** BEGIN **

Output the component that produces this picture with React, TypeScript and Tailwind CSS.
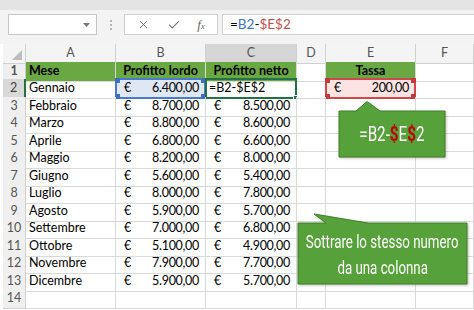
import { X, Check } from "lucide-react";

const cols = "grid grid-cols-[23px_90px_90px_91px_29px_90px_58px]";

const data: [string, string, string][] = [
  ["Gennaio", "6.400,00", ""],
  ["Febbraio", "8.700,00", "8.500,00"],
  ["Marzo", "8.800,00", "8.600,00"],
  ["Aprile", "6.800,00", "6.600,00"],
  ["Maggio", "8.200,00", "8.000,00"],
  ["Giugno", "5.600,00", "5.400,00"],
  ["Luglio", "8.000,00", "7.800,00"],
  ["Agosto", "5.900,00", "5.700,00"],
  ["Settembre", "7.000,00", "6.800,00"],
  ["Ottobre", "5.100,00", "4.900,00"],
  ["Novembre", "7.900,00", "7.700,00"],
  ["Dicembre", "5.900,00", "5.700,00"],
];

const cell = "border-r border-b border-[#d9d9d9] relative";
const rowHead =
  "border-r border-b border-[#d0d0d0] bg-[#efefef] text-[#555] flex items-center justify-center text-[12.5px]";

function Handles({ color }: { color: string }) {
  return (
    <>
      <span className={`absolute -left-[2px] -top-[2px] w-[5px] h-[5px] ${color}`} />
      <span className={`absolute -right-[2px] -top-[2px] w-[5px] h-[5px] ${color}`} />
      <span className={`absolute -left-[2px] -bottom-[2px] w-[5px] h-[5px] ${color}`} />
      <span className={`absolute -right-[2px] -bottom-[2px] w-[5px] h-[5px] ${color}`} />
    </>
  );
}

function Money({ value }: { value: string }) {
  return (
    <div className="h-full flex items-center justify-between pl-[8px] pr-[6px]">
      <span>€</span>
      <span className="tracking-[-0.3px]">{value}</span>
    </div>
  );
}

export default function App() {
  return (
    <div className="relative w-[474px] h-[310px] overflow-hidden bg-white font-['Lato',sans-serif] text-[12.5px] text-black">
      {/* top strip + formula bar */}
      <div className="h-[10px] bg-[#e4e4e4]" />
      <div className="h-[34px] bg-[#f3f3f3] flex items-start pt-[4px] pl-[8px]">
        <div className="w-[89px] h-[21px] bg-white border border-[#c6c6c6] flex items-center justify-end pr-[6px]">
          <svg width="7" height="4" viewBox="0 0 7 4">
            <path d="M0 0h7L3.5 4z" fill="#777" />
          </svg>
        </div>
        <div className="w-[27px] h-[21px] flex flex-col items-center justify-center gap-[2px]">
          <span className="w-[2px] h-[2px] bg-[#b5b5b5]" />
          <span className="w-[2px] h-[2px] bg-[#b5b5b5]" />
          <span className="w-[2px] h-[2px] bg-[#b5b5b5]" />
        </div>
        <div className="w-[94px] h-[21px] bg-white border border-[#d0d0d0] flex items-center justify-around px-[4px] text-[#666]">
          <X size={13} strokeWidth={1.6} />
          <Check size={14} strokeWidth={1.8} />
          <span className="font-['Liberation_Serif',serif] italic text-[13px] leading-none">
            f<span className="text-[9px]">x</span>
          </span>
        </div>
        <div className="ml-[4px] flex-1 h-[21px] bg-white border-y border-l border-[#d0d0d0] flex items-center pl-[7px] text-[13.5px]">
          <span>=</span>
          <span className="text-[#3f73c4]">B2</span>
          <span>-</span>
          <span className="text-[#c0504d]">$E$2</span>
        </div>
      </div>

      {/* sheet */}
      <div className="pl-[3px] border-l border-[#a8b8a8] -ml-px">
        <div className={`${cols} h-[18px] text-[#555] text-[12.5px]`}>
          <div className="border-r border-b border-[#d0d0d0] bg-[#f4f4f4] relative">
            <svg className="absolute right-[3px] bottom-[3px]" width="10" height="10" viewBox="0 0 10 10">
              <path d="M10 0v10H0z" fill="#bdbdbd" />
            </svg>
          </div>
          {["A", "B", "C", "D", "E", "F"].map((c) => (
            <div
              key={c}
              className={`border-r border-b border-[#d0d0d0] flex items-center justify-center ${
                c === "C" ? "bg-[#d6d6d6]" : "bg-[#f4f4f4]"
              }`}
            >
              {c}
            </div>
          ))}
        </div>

        {/* row 1 */}
        <div className={`${cols} h-[17px] font-bold`}>
          <div className={rowHead}>1</div>
          <div className={`${cell} bg-[#6aa843] flex items-center pl-[3px]`}>Mese</div>
          <div className={`${cell} bg-[#6aa843] flex items-center justify-center`}>Profitto lordo</div>
          <div className={`${cell} bg-[#6aa843] flex items-center justify-center`}>Profitto netto</div>
          <div className={cell} />
          <div className={`${cell} bg-[#6aa843] flex items-center justify-center`}>Tassa</div>
          <div className={cell} />
        </div>

        {data.map(([mese, lordo, netto], i) => {
          const n = i + 2;
          const h = n % 2 === 0 ? "h-[18px]" : "h-[17px]";
          const first = n === 2;
          return (
            <div key={mese} className={`${cols} ${h}`}>
              <div
                className={
                  first
                    ? "border-r-2 border-r-[#217346] border-b border-b-[#d0d0d0] bg-[#d8d8d8] text-[#444] flex items-center justify-center text-[12.5px]"
                    : rowHead
                }
              >
                {n}
              </div>
              <div className={`${cell} flex items-center pl-[3px]`}>{mese}</div>
              {first ? (
                <div className={`${cell} bg-[#dfe7f4]`}>
                  <div className="absolute inset-[-1px] border-2 border-[#4a7bc6]">
                    <Handles color="bg-[#3f6fbf]" />
                  </div>
                  <Money value={lordo} />
                </div>
              ) : (
                <div className={cell}>
                  <Money value={lordo} />
                </div>
              )}
              {first ? (
                <div className={cell}>
                  <div className="absolute inset-[-1px] border-2 border-[#217346]">
                    <span className="absolute -right-[3px] -bottom-[3px] w-[5px] h-[5px] bg-[#217346] border border-white" />
                  </div>
                  <div className="h-full flex items-center pl-[3px]">=B2-$E$2</div>
                </div>
              ) : (
                <div className={cell}>
                  <Money value={netto} />
                </div>
              )}
              <div className={cell} />
              {first ? (
                <div className={`${cell} bg-[#fbe3e3]`}>
                  <div className="absolute inset-[-1px] border-2 border-[#cc4a4c]">
                    <Handles color="bg-[#c23a3c]" />
                  </div>
                  <Money value="200,00" />
                </div>
              ) : (
                <div className={cell} />
              )}
              <div className={cell} />
            </div>
          );
        })}

        <div className={`${cols} h-[18px]`}>
          <div className={rowHead}>14</div>
          <div className={cell} />
          <div className={cell} />
          <div className={cell} />
          <div className={cell} />
          <div className={cell} />
          <div className={cell} />
        </div>
      </div>

      {/* callout: formula */}
      <div className="absolute left-[338px] top-[100px] w-[108px] h-[58px] drop-shadow-[1px_1px_1px_rgba(0,0,0,0.25)]">
        <svg className="absolute inset-0" width="108" height="58" viewBox="0 0 108 58">
          <polygon
            points="1,11 18,11 29,1.5 42,11 107,11 107,57 1,57"
            fill="#56a139"
            stroke="#3f7f2a"
            strokeWidth="1"
          />
        </svg>
        <div className="absolute left-0 right-0 top-[11px] bottom-[1px] flex items-center justify-center">
          <span className="inline-block scale-x-[0.76] font-['Roboto',sans-serif] text-[20px] text-white whitespace-nowrap">
            =B2-<span className="text-[#c00000] font-bold">$</span>E<span className="text-[#c00000] font-bold">$</span>2
          </span>
        </div>
      </div>

      {/* callout: description */}
      <div className="absolute left-[297px] top-[213px] w-[171px] h-[72px] drop-shadow-[1px_1px_1px_rgba(0,0,0,0.25)]">
        <svg className="absolute inset-0" width="171" height="72" viewBox="0 0 171 72">
          <polygon
            points="1,10 29,10 17,1 71,10 170,10 170,71 1,71"
            fill="#56a139"
            stroke="#3f7f2a"
            strokeWidth="1"
          />
        </svg>
        <div className="absolute left-0 right-0 top-[10px] bottom-[1px] flex flex-col items-center justify-center pt-[3px] font-['Roboto',sans-serif] text-[19px] leading-[26px] text-white">
          <span className="inline-block scale-x-[0.7] whitespace-nowrap">Sottrare lo stesso numero</span>
          <span className="inline-block scale-x-[0.7] whitespace-nowrap">da una colonna</span>
        </div>
      </div>
    </div>
  );
}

** END **

▶ _Requirements_:
Please extract exactly the lines of the data, from the first through the line containing "border-b border-[#d0d0d0] bg-[#efefef]", and add no pictures to the copy.

▶ _Result of this task_:
Output the component that produces this picture with React, TypeScript and Tailwind CSS.
import { X, Check } from "lucide-react";

const cols = "grid grid-cols-[23px_90px_90px_91px_29px_90px_58px]";

const data: [string, string, string][] = [
  ["Gennaio", "6.400,00", ""],
  ["Febbraio", "8.700,00", "8.500,00"],
  ["Marzo", "8.800,00", "8.600,00"],
  ["Aprile", "6.800,00", "6.600,00"],
  ["Maggio", "8.200,00", "8.000,00"],
  ["Giugno", "5.600,00", "5.400,00"],
  ["Luglio", "8.000,00", "7.800,00"],
  ["Agosto", "5.900,00", "5.700,00"],
  ["Settembre", "7.000,00", "6.800,00"],
  ["Ottobre", "5.100,00", "4.900,00"],
  ["Novembre", "7.900,00", "7.700,00"],
  ["Dicembre", "5.900,00", "5.700,00"],
];

const cell = "border-r border-b border-[#d9d9d9] relative";
const rowHead =
  "border-r border-b border-[#d0d0d0] bg-[#efefef] text-[#555] flex items-center justify-center text-[12.5px]";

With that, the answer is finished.